* [TASK GOAL]
Count how many lines mention the word "components". Write that number alone.

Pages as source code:
* begin *

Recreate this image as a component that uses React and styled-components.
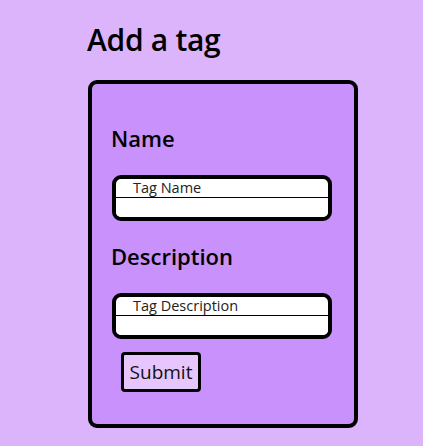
import styled, { createGlobalStyle } from "styled-components";

const GlobalStyle = createGlobalStyle`
  body {
    margin: 0;
    background: #dcb4fc;
    font-family: "Open Sans", "Noto Sans", sans-serif;
    color: #000;
  }
`;

const Page = styled.main`
  padding: 20px 0 0 87px;
`;

const Title = styled.h1`
  margin: 0;
  font-size: 30px;
  font-weight: 600;
  line-height: 40px;
  letter-spacing: -0.3px;
`;

const Card = styled.form`
  box-sizing: border-box;
  width: 270px;
  height: 348px;
  margin: 20px 0 0 1px;
  padding: 40px 20px 0;
  background: #c991fc;
  border: 4px solid #000;
  border-radius: 9px;
`;

const Label = styled.h3`
  margin: 0 0 0 -1px;
  font-size: 22px;
  font-weight: 600;
  line-height: 28px;
`;

const InputBox = styled.div`
  box-sizing: border-box;
  width: 220px;
  margin: ${(p) => p.$top}px 0 0;
  background: #fff;
  border: 4px solid #000;
  border-radius: 9px;
  overflow: hidden;
`;

const Caption = styled.label`
  display: block;
  padding-left: 17px;
  font-size: 14.5px;
  line-height: 18px;
  color: #222;
  border-bottom: 1px solid #000;
`;

const Field = styled.input`
  display: block;
  box-sizing: border-box;
  width: 100%;
  height: 19px;
  border: none;
  outline: none;
  background: #fff;
`;

const Spacer = styled.div`
  height: ${(p) => p.$h}px;
`;

const Submit = styled.button`
  box-sizing: border-box;
  width: 80px;
  height: 40px;
  margin: 13px 0 0 9px;
  padding: 0;
  background: #e6c6fc;
  border: 3px solid #000;
  border-radius: 4px;
  font-family: inherit;
  font-size: 19px;
  color: #111;
`;

function TextInput({ caption, top }) {
  return (
    <InputBox $top={top}>
      <Caption>{caption}</Caption>
      <Field type="text" />
    </InputBox>
  );
}

export default function App() {
  return (
    <>
      <GlobalStyle />
      <Page>
        <Title>Add a tag</Title>
        <Card onSubmit={(e) => e.preventDefault()}>
          <Label>Name</Label>
          <TextInput caption="Tag Name" top={23} />
          <Spacer $h={21} />
          <Label>Description</Label>
          <TextInput caption="Tag Description" top={23} />
          <Submit type="submit">Submit</Submit>
        </Card>
      </Page>
    </>
  );
}
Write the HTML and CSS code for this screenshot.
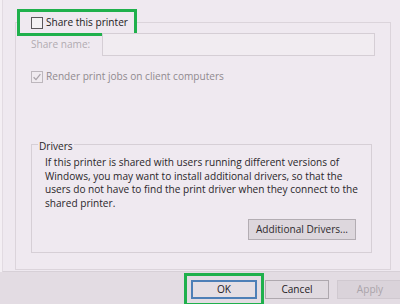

* end *

* [RESULT FOR THIS EXERCISE]
2